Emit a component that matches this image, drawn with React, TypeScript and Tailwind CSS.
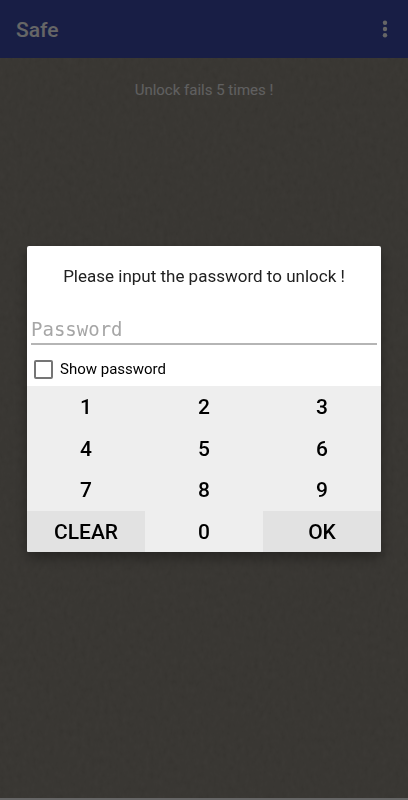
import { useState } from 'react';
import type { FormEvent } from 'react';

const DIGITS = ['1', '2', '3', '4', '5', '6', '7', '8', '9'];

function AppBar() {
  return (
    <header className="flex h-[58px] items-center justify-between bg-[#3c4dad] pr-[11px] pl-4 text-white">
      <h1 className="pt-0.5 text-[21px] leading-6 font-medium">Safe</h1>
      <button type="button" aria-label="More options" className="flex h-6 w-6 items-center justify-center">
        <svg viewBox="0 0 24 24" className="h-6 w-6" fill="currentColor" aria-hidden="true">
          <circle cx="12" cy="5.8" r="2.2" />
          <circle cx="12" cy="12" r="2.2" />
          <circle cx="12" cy="18.2" r="2.2" />
        </svg>
      </button>
    </header>
  );
}

function Grain() {
  return (
    <svg className="absolute inset-0 h-full w-full opacity-10" aria-hidden="true">
      <filter id="grain">
        <feTurbulence type="fractalNoise" baseFrequency="0.22 0.14" numOctaves="3" seed="4" />
        <feColorMatrix type="saturate" values="0" />
        <feComponentTransfer>
          <feFuncA type="linear" slope="0" intercept="1" />
        </feComponentTransfer>
      </filter>
      <rect width="100%" height="100%" filter="url(#grain)" />
    </svg>
  );
}

function UnlockDialog() {
  const [password, setPassword] = useState('');
  const [visible, setVisible] = useState(false);

  const handleSubmit = (e: FormEvent) => {
    e.preventDefault();
    setPassword('');
  };

  const digitClass = 'pt-0.5 text-[21px] font-medium active:bg-[#d5d5d5]';
  const actionClass = 'bg-[#e2e2e2] pt-0.5 text-[21px] font-medium active:bg-[#d5d5d5]';

  return (
    <form
      role="dialog"
      aria-modal="true"
      aria-labelledby="unlock-title"
      onSubmit={handleSubmit}
      className="w-full overflow-hidden rounded-xs bg-white text-black shadow-[0_6px_14px_rgba(0,0,0,0.35)]"
    >
      <h2 id="unlock-title" className="pt-[18px] text-center text-[17px] leading-6 font-normal text-[#212121]">
        Please input the password to unlock !
      </h2>

      <div className="px-1 pt-[26px]">
        <input
          type={visible ? 'text' : 'password'}
          value={password}
          onChange={(e) => setPassword(e.target.value)}
          placeholder="Password"
          aria-label="Password"
          className="block h-[31px] w-full border-b-2 border-[#b5b5b5] font-['DejaVu_Sans_Mono',monospace] text-[19px] outline-none placeholder:text-[#a6a6a6] focus:border-[#3f51b5]"
        />
      </div>

      <label className="flex h-[41px] items-center gap-[7px] px-[7px] pt-2 text-[15px]">
        <input
          type="checkbox"
          checked={visible}
          onChange={(e) => setVisible(e.target.checked)}
          className="h-[19px] w-[19px] appearance-none rounded-xs border-2 border-[#757575] checked:border-[#3f51b5] checked:bg-[#3f51b5]"
        />
        Show password
      </label>

      <div className="grid h-[166px] grid-cols-3 grid-rows-4 bg-[#eeeeee]">
        {DIGITS.map((digit) => (
          <button key={digit} type="button" onClick={() => setPassword(password + digit)} className={digitClass}>
            {digit}
          </button>
        ))}
        <button type="button" onClick={() => setPassword('')} className={actionClass}>
          CLEAR
        </button>
        <button type="button" onClick={() => setPassword(password + '0')} className={digitClass}>
          0
        </button>
        <button type="submit" className={actionClass}>
          OK
        </button>
      </div>
    </form>
  );
}

export default function App() {
  return (
    <div className="flex min-h-screen flex-col font-[Roboto,sans-serif]">
      <AppBar />
      <main className="relative grow border-b-2 border-white bg-[#8b857a]">
        <Grain />
        <p className="relative pt-5 text-center text-[15px] leading-6 text-[#f0f0f0]">Unlock fails 5 times !</p>
      </main>
      <div className="fixed inset-0 flex items-center justify-center bg-black/60 px-[27px] pb-0.5">
        <UnlockDialog />
      </div>
    </div>
  );
}
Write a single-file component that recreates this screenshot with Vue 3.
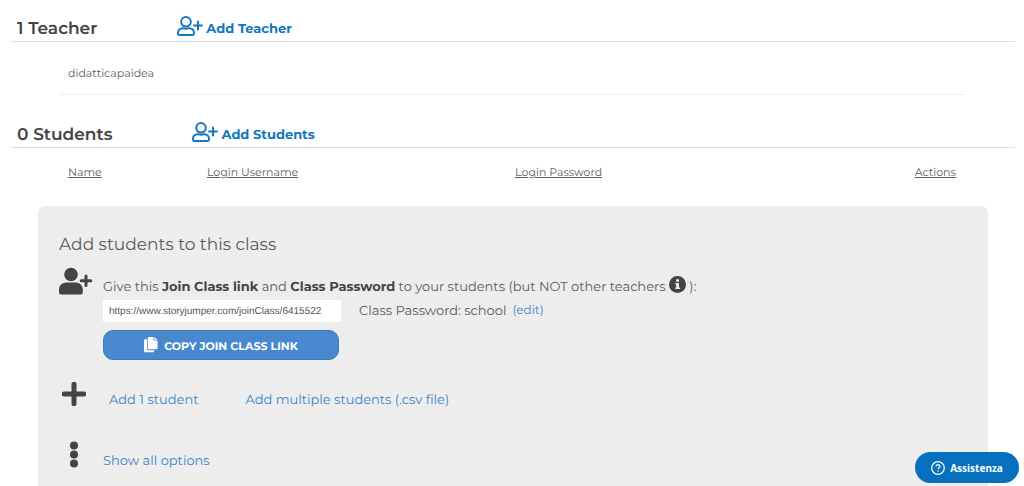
☆ ☆ ☆
> **Exercise**: Exactly reproduce each record, leaving out any pictures.

> **Correct result**:
Emit a component that matches this image, drawn with React, TypeScript and Tailwind CSS.
import { useState } from 'react';
import type { FormEvent } from 'react';

const DIGITS = ['1', '2', '3', '4', '5', '6', '7', '8', '9'];

function AppBar() {
  return (
    <header className="flex h-[58px] items-center justify-between bg-[#3c4dad] pr-[11px] pl-4 text-white">
      <h1 className="pt-0.5 text-[21px] leading-6 font-medium">Safe</h1>
      <button type="button" aria-label="More options" className="flex h-6 w-6 items-center justify-center">
        <svg viewBox="0 0 24 24" className="h-6 w-6" fill="currentColor" aria-hidden="true">
          <circle cx="12" cy="5.8" r="2.2" />
          <circle cx="12" cy="12" r="2.2" />
          <circle cx="12" cy="18.2" r="2.2" />
        </svg>
      </button>
    </header>
  );
}

function Grain() {
  return (
    <svg className="absolute inset-0 h-full w-full opacity-10" aria-hidden="true">
      <filter id="grain">
        <feTurbulence type="fractalNoise" baseFrequency="0.22 0.14" numOctaves="3" seed="4" />
        <feColorMatrix type="saturate" values="0" />
        <feComponentTransfer>
          <feFuncA type="linear" slope="0" intercept="1" />
        </feComponentTransfer>
      </filter>
      <rect width="100%" height="100%" filter="url(#grain)" />
    </svg>
  );
}

function UnlockDialog() {
  const [password, setPassword] = useState('');
  const [visible, setVisible] = useState(false);

  const handleSubmit = (e: FormEvent) => {
    e.preventDefault();
    setPassword('');
  };

  const digitClass = 'pt-0.5 text-[21px] font-medium active:bg-[#d5d5d5]';
  const actionClass = 'bg-[#e2e2e2] pt-0.5 text-[21px] font-medium active:bg-[#d5d5d5]';

  return (
    <form
      role="dialog"
      aria-modal="true"
      aria-labelledby="unlock-title"
      onSubmit={handleSubmit}
      className="w-full overflow-hidden rounded-xs bg-white text-black shadow-[0_6px_14px_rgba(0,0,0,0.35)]"
    >
      <h2 id="unlock-title" className="pt-[18px] text-center text-[17px] leading-6 font-normal text-[#212121]">
        Please input the password to unlock !
      </h2>

      <div className="px-1 pt-[26px]">
        <input
          type={visible ? 'text' : 'password'}
          value={password}
          onChange={(e) => setPassword(e.target.value)}
          placeholder="Password"
          aria-label="Password"
          className="block h-[31px] w-full border-b-2 border-[#b5b5b5] font-['DejaVu_Sans_Mono',monospace] text-[19px] outline-none placeholder:text-[#a6a6a6] focus:border-[#3f51b5]"
        />
      </div>

      <label className="flex h-[41px] items-center gap-[7px] px-[7px] pt-2 text-[15px]">
        <input
          type="checkbox"
          checked={visible}
          onChange={(e) => setVisible(e.target.checked)}
          className="h-[19px] w-[19px] appearance-none rounded-xs border-2 border-[#757575] checked:border-[#3f51b5] checked:bg-[#3f51b5]"
        />
        Show password
      </label>

      <div className="grid h-[166px] grid-cols-3 grid-rows-4 bg-[#eeeeee]">
        {DIGITS.map((digit) => (
          <button key={digit} type="button" onClick={() => setPassword(password + digit)} className={digitClass}>
            {digit}
          </button>
        ))}
        <button type="button" onClick={() => setPassword('')} className={actionClass}>
          CLEAR
        </button>
        <button type="button" onClick={() => setPassword(password + '0')} className={digitClass}>
          0
        </button>
        <button type="submit" className={actionClass}>
          OK
        </button>
      </div>
    </form>
  );
}

export default function App() {
  return (
    <div className="flex min-h-screen flex-col font-[Roboto,sans-serif]">
      <AppBar />
      <main className="relative grow border-b-2 border-white bg-[#8b857a]">
        <Grain />
        <p className="relative pt-5 text-center text-[15px] leading-6 text-[#f0f0f0]">Unlock fails 5 times !</p>
      </main>
      <div className="fixed inset-0 flex items-center justify-center bg-black/60 px-[27px] pb-0.5">
        <UnlockDialog />
      </div>
    </div>
  );
}
Write a single-file component that recreates this screenshot with Vue 3.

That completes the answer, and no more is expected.